Le storie delle donne prostituite non sono “porno tragedie”. È veramente spietato affermare di sostenere un gruppo di persone che hanno subito torture, abusi e ogni genere di degrado allo scopo in realtà di insinuare che siamo soltanto un gruppo ridotto a cui è capitato di dover gestire una brutta situazione e che non rappresentiamo la maggioranza, quando invece siamo la maggioranza. Le ricerche dimostrano  che le donne prostituite soffrono di Sindrome da Stress Post-Traumatico nella stessa misura in termini di tasso percentuale, dei veterani di guerra e la maggioranza ha subito abusi sessuali, verbali, fisici e psicologici.

Iselin ha dato un contentino alle sopravvissute, ma solo perchè ci ha dipinte come donne tristi, e per questo inaffidabili, che semplicemente sono finite nelle mani delle dogmatiche anti-sexworker, i suoi sforzi di fingere empatia hanno fallito.

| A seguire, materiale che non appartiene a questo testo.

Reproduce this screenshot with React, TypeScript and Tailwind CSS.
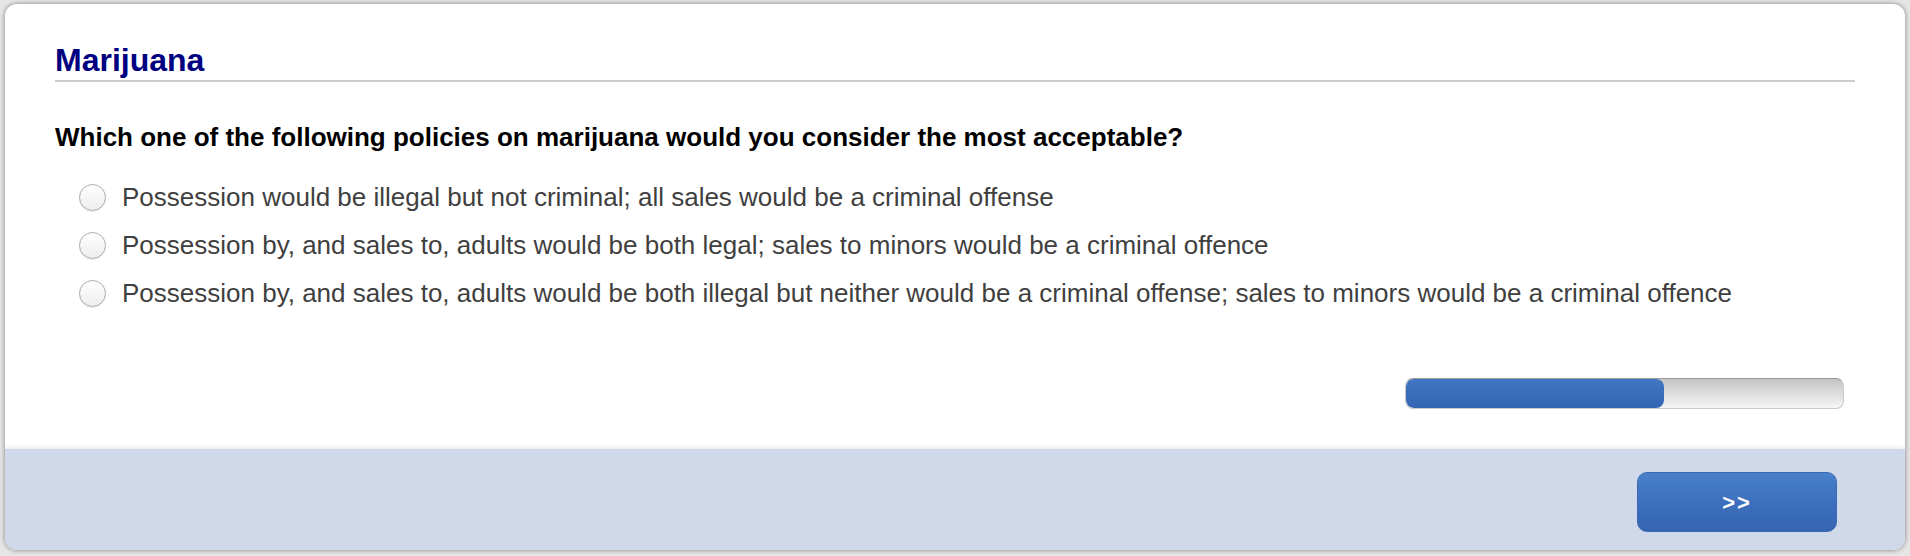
import React, { useState } from 'react';

const options = [
  'Possession would be illegal but not criminal; all sales would be a criminal offense',
  'Possession by, and sales to, adults would be both legal; sales to minors would be a criminal offence',
  'Possession by, and sales to, adults would be both illegal but neither would be a criminal offense; sales to minors would be a criminal offence',
];

export default function App() {
  const [choice, setChoice] = useState<number | null>(null);

  return (
    <div
      className="w-full h-[556px] bg-[#e6e6e6] pt-[4px] px-[5px]"
      style={{ fontFamily: '"Liberation Sans", Arial, Helvetica, sans-serif' }}
    >
      <div className="h-[546px] bg-white rounded-[12px] shadow-[0_0_5px_rgba(0,0,0,0.45)] flex flex-col overflow-hidden">
        {/* question area */}
        <div className="flex-1 px-[50px] pt-[38px]">
          <h1 className="text-[32px] leading-[36px] font-bold text-[#000080] pb-[2px] border-b-2 border-[#cccccc]">
            Marijuana
          </h1>

          <p className="mt-[40px] text-[26px] leading-[30px] font-bold text-black">
            Which one of the following policies on marijuana would you consider the most acceptable?
          </p>

          <div className="mt-[21px] flex flex-col">
            {options.map((label, i) => (
              <label
                key={i}
                onClick={() => setChoice(i)}
                className="h-[48px] flex items-center cursor-pointer"
              >
                <span className="ml-[24px] w-[27px] h-[27px] rounded-full border border-[#aaaaaa] bg-gradient-to-b from-white to-[#eeeeee] shadow-[0_1px_1px_rgba(0,0,0,0.08)] flex items-center justify-center shrink-0">
                  {choice === i && <span className="w-[11px] h-[11px] rounded-full bg-[#3a6cb9]" />}
                </span>
                <span className="ml-[16px] text-[26px] leading-[48px] text-[#3f3f3f]">{label}</span>
              </label>
            ))}
          </div>

          {/* progress */}
          <div className="mt-[61px] flex justify-end pr-[11px]">
            <div className="w-[439px] h-[31px] rounded-[8px] border border-[#c9c9c9] border-t-[#9a9a9a] bg-gradient-to-b from-[#c4c4c4] to-[#f6f6f6] overflow-hidden">
              <div className="w-[59%] h-full rounded-[8px] bg-gradient-to-b from-[#4176c2] to-[#3465b4]" />
            </div>
          </div>
        </div>

        {/* footer */}
        <div className="h-[101px] bg-[#cfd9ea] shadow-[0_-2px_4px_rgba(0,0,0,0.08)] flex justify-end pt-[23px] pr-[68px]">
          <button className="w-[200px] h-[60px] rounded-[10px] border border-[#3a69b3] bg-gradient-to-b from-[#4a81c9] via-[#3d6fbd] to-[#3565b3] text-white text-[22px] font-bold tracking-[2px]">
            &gt;&gt;
          </button>
        </div>
      </div>
    </div>
  );
}
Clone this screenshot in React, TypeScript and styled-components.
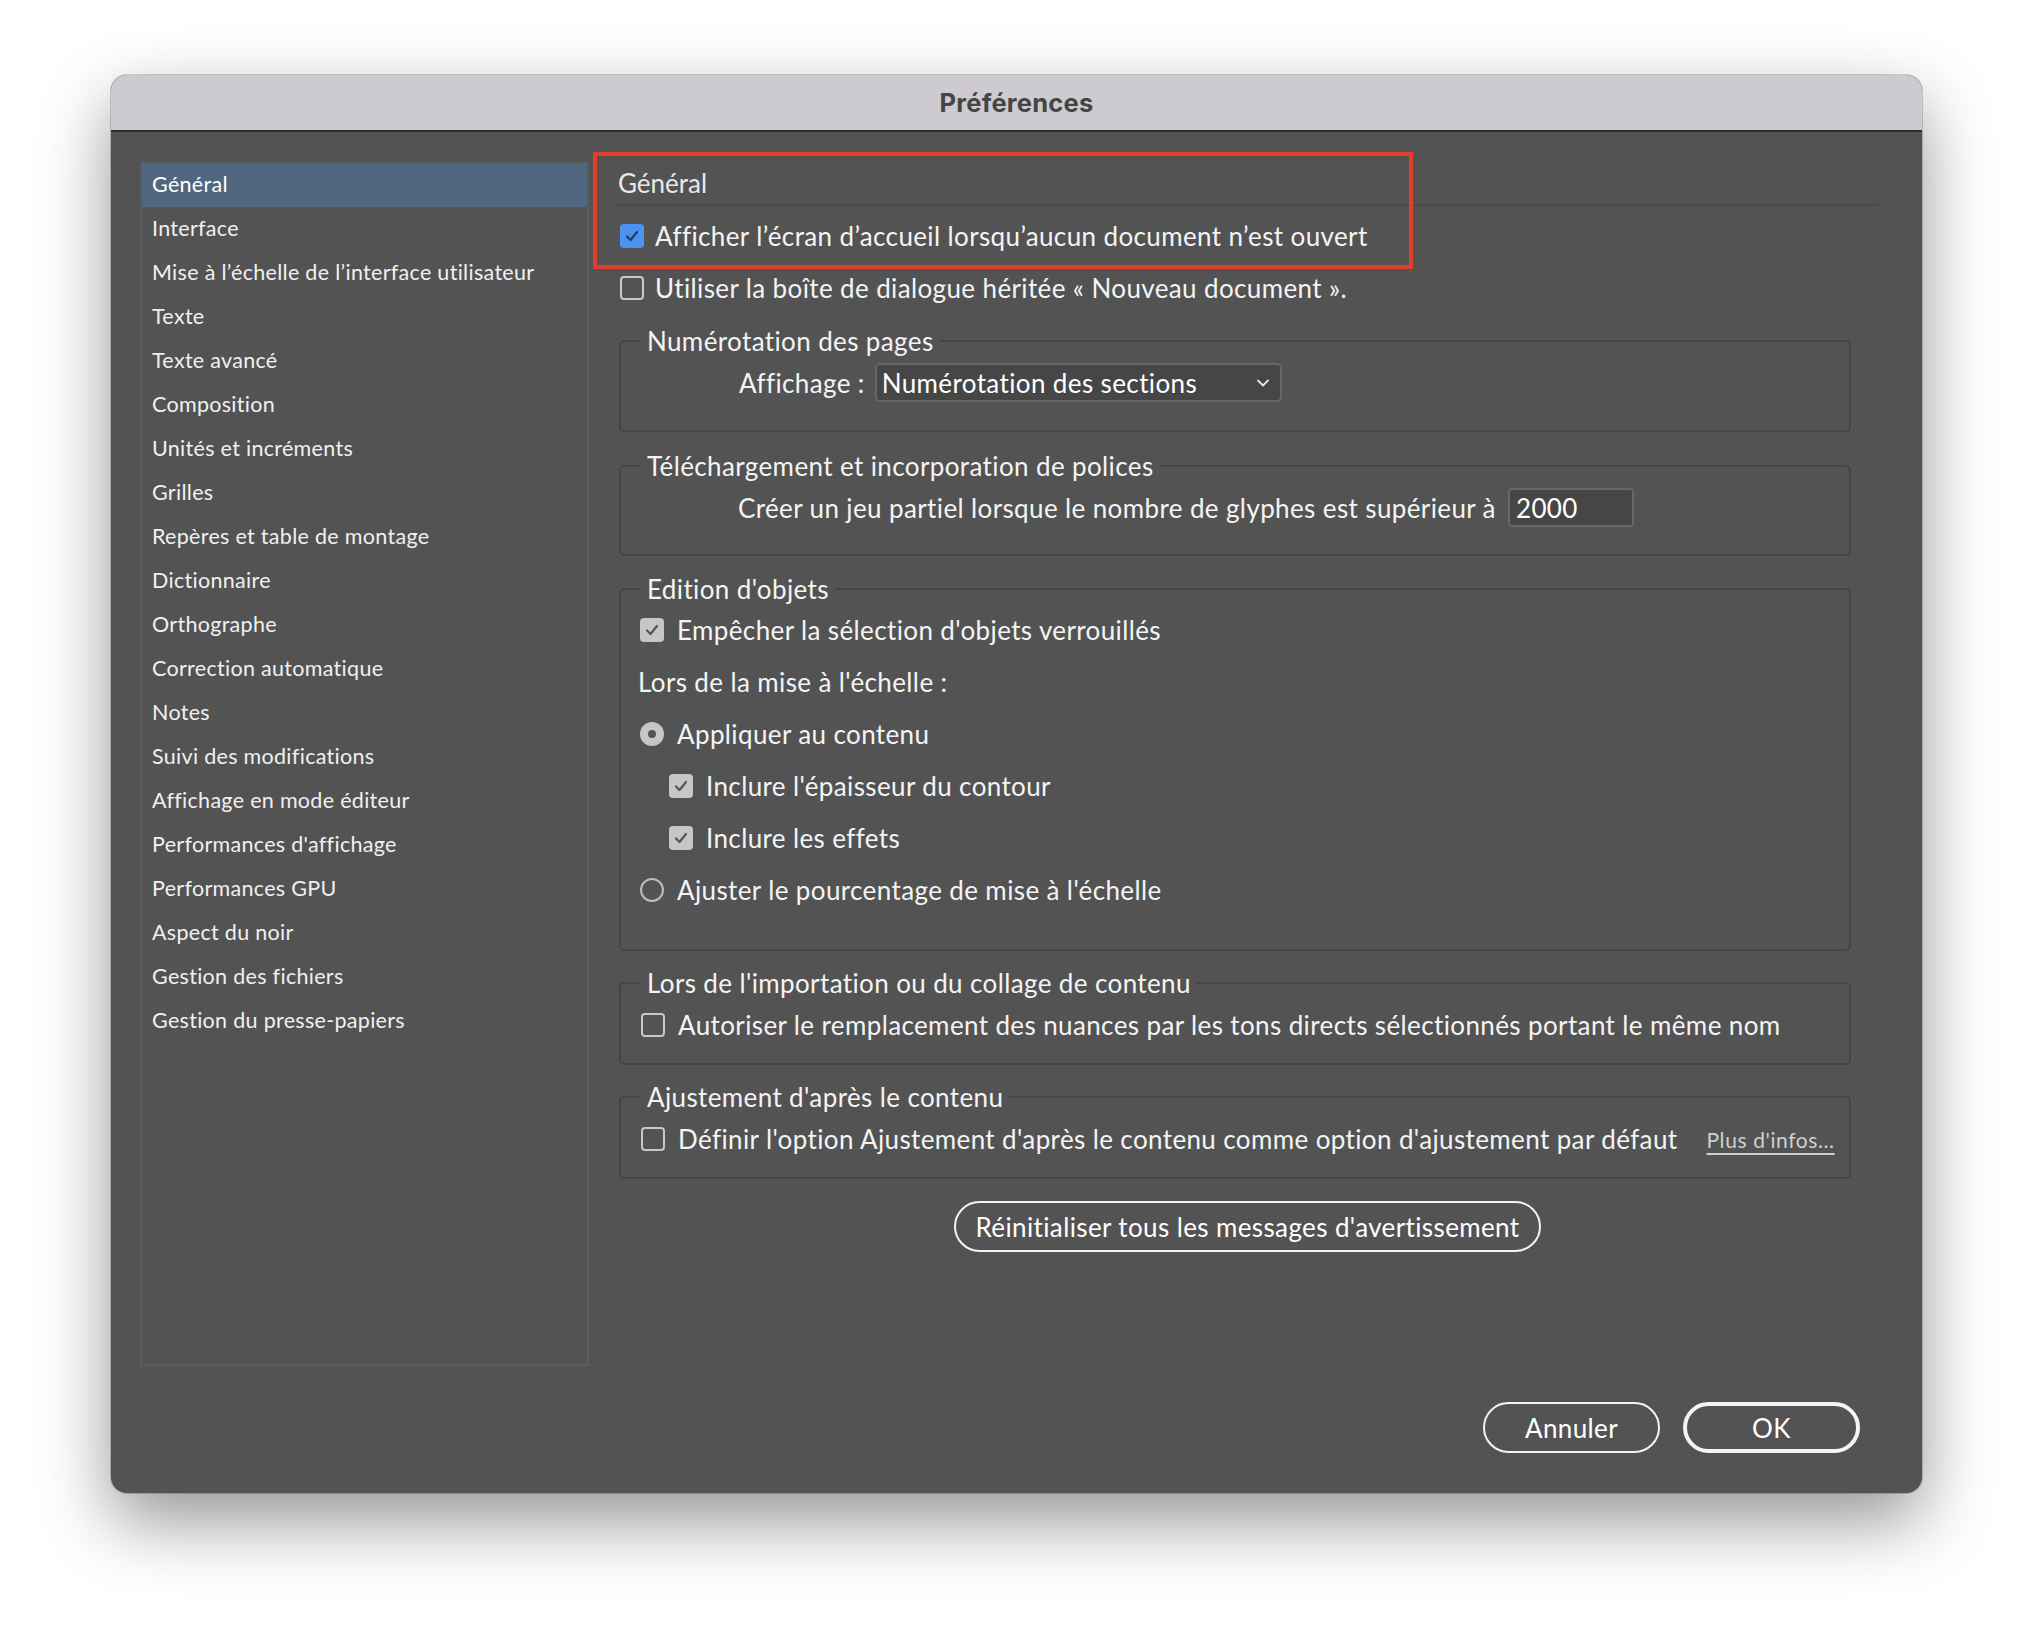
import React from "react";
import styled, { createGlobalStyle, css } from "styled-components";

const GlobalStyle = createGlobalStyle`
  html, body { margin: 0; padding: 0; background: #ffffff; }
  body {
    width: 2034px;
    height: 1642px;
    font-family: Lato, "Open Sans", "Noto Sans", sans-serif;
    -webkit-font-smoothing: antialiased;
  }
  * { box-sizing: border-box; }
`;

const Page = styled.div`
  padding: 75px 0 0 111px;
`;

const Window = styled.div`
  position: relative;
  width: 1811px;
  height: 1418px;
  background: #535353;
  border-radius: 16px;
  overflow: hidden;
  display: flex;
  flex-direction: column;
  box-shadow: 0 28px 70px rgba(0, 0, 0, 0.42), 0 0 0 1px rgba(0, 0, 0, 0.18);
`;

const TitleBar = styled.div`
  height: 57px;
  flex: none;
  background: #cdcad0;
  border-bottom: 2px solid #2d2d2d;
  display: flex;
  align-items: center;
  justify-content: center;
  font-family: Inter, "Liberation Sans", sans-serif;
  font-weight: 700;
  font-size: 25.5px;
  color: #454545;
  letter-spacing: 0.2px;
`;

const Content = styled.div`
  display: flex;
  padding: 29px 44px 0 29px;
`;

const Sidebar = styled.div`
  width: 449px;
  height: 1205px;
  flex: none;
  border: 2px solid #5c5c5c;
  border-top-color: #585858;
`;

const NavItem = styled.div<{ $active?: boolean }>`
  height: 44px;
  line-height: 43px;
  padding-left: 10px;
  font-size: 21.5px;
  letter-spacing: 0.3px;
  color: #f0f0f0;
  white-space: nowrap;
  ${(p) =>
    p.$active &&
    css`
      background: #51667f;
      color: #ffffff;
    `}
`;

const Main = styled.div`
  flex: 1;
  margin-left: 28px;
  display: flex;
  flex-direction: column;
  color: #f4f4f4;
  font-size: 26px;
  letter-spacing: 0.38px;
`;

const Header = styled.div`
  height: 45px;
  line-height: 44px;
  padding-left: 1px;
  font-size: 26px;
  letter-spacing: 0;
  color: #e8e8e8;
  border-bottom: 2px solid #4a4a4a;
`;

const Row = styled.div<{ $mt?: number; $indent?: number; $gap?: number }>`
  display: flex;
  align-items: center;
  height: 40px;
  margin-top: ${(p) => p.$mt ?? 0}px;
  padding-left: ${(p) => p.$indent ?? 0}px;
  gap: ${(p) => p.$gap ?? 13}px;
  white-space: nowrap;
`;

const TallRow = styled(Row)`
  height: 39px;
`;

const Box = styled.span<{ $variant: "blue" | "gray" | "empty" }>`
  width: 24px;
  height: 24px;
  flex: none;
  border-radius: 4px;
  display: inline-flex;
  align-items: center;
  justify-content: center;
  ${(p) =>
    p.$variant === "blue"
      ? css`
          background: #4a93f0;
        `
      : p.$variant === "gray"
      ? css`
          background: #c6c6c6;
        `
      : css`
          border: 2px solid #c8c8c8;
        `}
`;

const Radio = styled.span<{ $on?: boolean }>`
  width: 24px;
  height: 24px;
  flex: none;
  border-radius: 50%;
  display: inline-flex;
  align-items: center;
  justify-content: center;
  ${(p) =>
    p.$on
      ? css`
          background: #c6c6c6;
        `
      : css`
          border: 2px solid #bdbdbd;
        `}
`;

const Dot = styled.span`
  width: 8px;
  height: 8px;
  border-radius: 50%;
  background: #555555;
`;

const Group = styled.fieldset<{ $mt?: number }>`
  margin: ${(p) => p.$mt ?? 18}px 27px 0 2px;
  padding: 0;
  border: 2px solid #454545;
  border-radius: 5px;
  min-width: 0;
`;

const Legend = styled.legend`
  margin-left: 20px;
  padding: 0 6px;
  font-size: 26px;
  line-height: 30px;
  color: #f4f4f4;
`;

const GroupBody = styled.div<{ $pt?: number; $pb?: number; $pl?: number }>`
  display: flex;
  flex-direction: column;
  gap: 12px;
  padding: ${(p) => p.$pt ?? 7}px 0 ${(p) => p.$pb ?? 18}px ${(p) => p.$pl ?? 19}px;
`;

const Select = styled.div`
  width: 407px;
  height: 39px;
  background: #464646;
  border: 2px solid #676767;
  border-radius: 5px;
  display: flex;
  align-items: center;
  justify-content: space-between;
  padding: 0 10px 0 5px;
  color: #ffffff;
`;

const NumberInput = styled.div`
  width: 126px;
  height: 39px;
  background: #464646;
  border: 2px solid #676767;
  border-radius: 4px;
  display: flex;
  align-items: center;
  padding-left: 6px;
  color: #ffffff;
`;

const Label = styled.span<{ $ml?: number }>`
  margin-left: ${(p) => p.$ml ?? 0}px;
`;

const MoreLink = styled.span`
  margin-left: 16px;
  font-size: 21px;
  letter-spacing: 0.6px;
  color: #cfcfcf;
  text-decoration: underline;
  text-underline-offset: 5px;
`;

const PillButton = styled.button<{ $bold?: boolean; $width?: number }>`
  height: 51px;
  width: ${(p) => (p.$width ? `${p.$width}px` : "auto")};
  padding: 0 19px;
  background: transparent;
  color: #ffffff;
  font-family: Lato, "Open Sans", sans-serif;
  font-size: 26px;
  letter-spacing: 0.38px;
  border: ${(p) => (p.$bold ? 4 : 2)}px solid #f4f4f4;
  border-radius: 26px;
  white-space: nowrap;
`;

const ResetWrap = styled.div`
  display: flex;
  justify-content: center;
  margin-top: 22px;
`;

const Footer = styled.div`
  display: flex;
  justify-content: flex-end;
  gap: 23px;
  padding: 36px 62px 0 0;
`;

const Annotation = styled.div`
  position: absolute;
  left: 482px;
  top: 77px;
  width: 820px;
  height: 117px;
  border: 4px solid #e3402b;
  pointer-events: none;
`;

const Check = ({ color }: { color: string }) => (
  <svg width="16" height="16" viewBox="0 0 16 16">
    <polyline points="3,8.5 6.5,12 13,4" fill="none" stroke={color} strokeWidth="2.2" strokeLinecap="round" strokeLinejoin="round" />
  </svg>
);

const Chevron = () => (
  <svg width="14" height="10" viewBox="0 0 14 10">
    <polyline points="2,2.5 7,7.5 12,2.5" fill="none" stroke="#e6e6e6" strokeWidth="1.8" strokeLinecap="round" strokeLinejoin="round" />
  </svg>
);

const navItems = [
  "Général",
  "Interface",
  "Mise à l’échelle de l’interface utilisateur",
  "Texte",
  "Texte avancé",
  "Composition",
  "Unités et incréments",
  "Grilles",
  "Repères et table de montage",
  "Dictionnaire",
  "Orthographe",
  "Correction automatique",
  "Notes",
  "Suivi des modifications",
  "Affichage en mode éditeur",
  "Performances d'affichage",
  "Performances GPU",
  "Aspect du noir",
  "Gestion des fichiers",
  "Gestion du presse-papiers",
];

export default function App() {
  return (
    <>
      <GlobalStyle />
      <Page>
        <Window>
          <TitleBar>Préférences</TitleBar>
          <Content>
            <Sidebar>
              {navItems.map((n, i) => (
                <NavItem key={n} $active={i === 0}>
                  {n}
                </NavItem>
              ))}
            </Sidebar>
            <Main>
              <Header>Général</Header>
              <Row $mt={10} $indent={3} $gap={11}>
                <Box $variant="blue">
                  <Check color="#1f3d66" />
                </Box>
                Afficher l’écran d’accueil lorsqu’aucun document n’est ouvert
              </Row>
              <Row $mt={12} $indent={3} $gap={11}>
                <Box $variant="empty" />
                Utiliser la boîte de dialogue héritée « Nouveau document ».
              </Row>

              <Group>
                <Legend>Numérotation des pages</Legend>
                <GroupBody $pb={28} $pl={118}>
                  <TallRow $gap={10}>
                    <Label>Affichage :</Label>
                    <Select>
                      <span>Numérotation des sections</span>
                      <Chevron />
                    </Select>
                  </TallRow>
                </GroupBody>
              </Group>

              <Group $mt={19}>
                <Legend>Téléchargement et incorporation de polices</Legend>
                <GroupBody $pb={27} $pl={117}>
                  <TallRow $gap={12}>
                    <Label>Créer un jeu partiel lorsque le nombre de glyphes est supérieur à</Label>
                    <NumberInput>2000</NumberInput>
                  </TallRow>
                </GroupBody>
              </Group>

              <Group>
                <Legend>Edition d'objets</Legend>
                <GroupBody $pt={6} $pb={39}>
                  <Row>
                    <Box $variant="gray">
                      <Check color="#555555" />
                    </Box>
                    Empêcher la sélection d'objets verrouillés
                  </Row>
                  <Row>
                    <Label $ml={-2}>Lors de la mise à l'échelle :</Label>
                  </Row>
                  <Row>
                    <Radio $on>
                      <Dot />
                    </Radio>
                    Appliquer au contenu
                  </Row>
                  <Row $indent={29}>
                    <Box $variant="gray">
                      <Check color="#555555" />
                    </Box>
                    Inclure l'épaisseur du contour
                  </Row>
                  <Row $indent={29}>
                    <Box $variant="gray">
                      <Check color="#555555" />
                    </Box>
                    Inclure les effets
                  </Row>
                  <Row>
                    <Radio />
                    Ajuster le pourcentage de mise à l'échelle
                  </Row>
                </GroupBody>
              </Group>

              <Group $mt={17}>
                <Legend>Lors de l'importation ou du collage de contenu</Legend>
                <GroupBody $pl={20}>
                  <Row>
                    <Box $variant="empty" />
                    Autoriser le remplacement des nuances par les tons directs sélectionnés portant le même nom
                  </Row>
                </GroupBody>
              </Group>

              <Group $mt={17}>
                <Legend>Ajustement d'après le contenu</Legend>
                <GroupBody $pl={20}>
                  <Row>
                    <Box $variant="empty" />
                    Définir l'option Ajustement d'après le contenu comme option d'ajustement par défaut
                    <MoreLink>Plus d'infos...</MoreLink>
                  </Row>
                </GroupBody>
              </Group>

              <ResetWrap>
                <PillButton>Réinitialiser tous les messages d'avertissement</PillButton>
              </ResetWrap>
            </Main>
          </Content>
          <Footer>
            <PillButton $width={177}>Annuler</PillButton>
            <PillButton $width={177} $bold>
              OK
            </PillButton>
          </Footer>
          <Annotation />
        </Window>
      </Page>
    </>
  );
}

Alla fine il messaggio veicolato dal discorso di Iselin è che le voci delle sopravvissute e di chi le sostiene, che si oppongono al sistema prostituente, non dovrebbero essere “credute e diffuse”. Infatti a meno che non diamo risalto e non includiamo le voci di quelle a favore dell’industria del sesso, apparentemente noi saremo narratrici inattendibili e il nostro lavoro sarebbe illegittimo. Mentre certamente ognuno ha diritto ad avere la sua opinione, non significa che tutte le opinioni devono essere ascoltate tutte le volte. La celebrazione della prostituzione è già diffusa in tutto il mondo attraverso i media, la cultura pop e i discorsi di sinistra e liberisti. L’idea che la prospettiva di Iselin venga “ignorata” non è nient’altro che una bugia tattica. Come molti media liberisti anche il Daily Life è caduto nella trappola. Ma che sorpresa!